By Torolf Hamm | August 26, 2020

TCFD has encouraged change at the core of corporate strategy globally. In this article we explore these changes and how TCFD requirements can give an organisation a head-start.
Willis Towers Watson at Airmic Fest
Willis Towers Watson at Airmic Fest

Getting to grips with Task Force on Climate-related Financial Disclosures (TCFD) requirements now can give companies a real leg-up in managing longer-term climate risks, while putting risk managers front and centre in an evolving hub of corporate strategy.

Recent years have seen a rising tide of structural and system-wide changes in the integration of climate considerations in private and public sector financial risk management.

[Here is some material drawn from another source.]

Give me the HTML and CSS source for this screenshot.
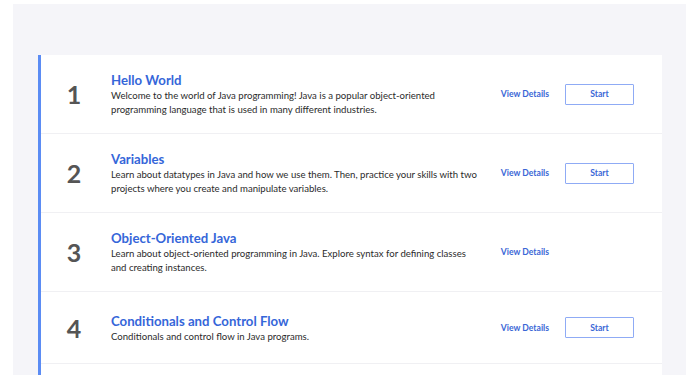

When you have, for example, over 60 central banks around the world collaborating to share best practice and drive development of climate risk management1, or you have large global organisations saying that sustainability will be central to their future strategy and choices, it’s clear that a fundamental reshaping of the role of climate in corporate risk and finance is taking place.

On the basis that what gets measured, gets managed, an emerging force in that reshaping at the corporate level is TCFD. The group was formed in 2015 under the wing of the Financial Stability Board, with the high-profile advocacy of former Bank of England Governor, Mark Carney, and U.S. entrepreneur and former New York City Mayor, Michael Bloomberg2. TCFD provides a framework for companies to demonstrate to their stakeholders how they will be impacted by climate change, and their response to managing climate-related financial risks. Five years on, and well over 1000 companies around the world with a market capitalisation of many trillions of dollars have signed up voluntarily to the initiative3. However, the voluntary part may be short lived.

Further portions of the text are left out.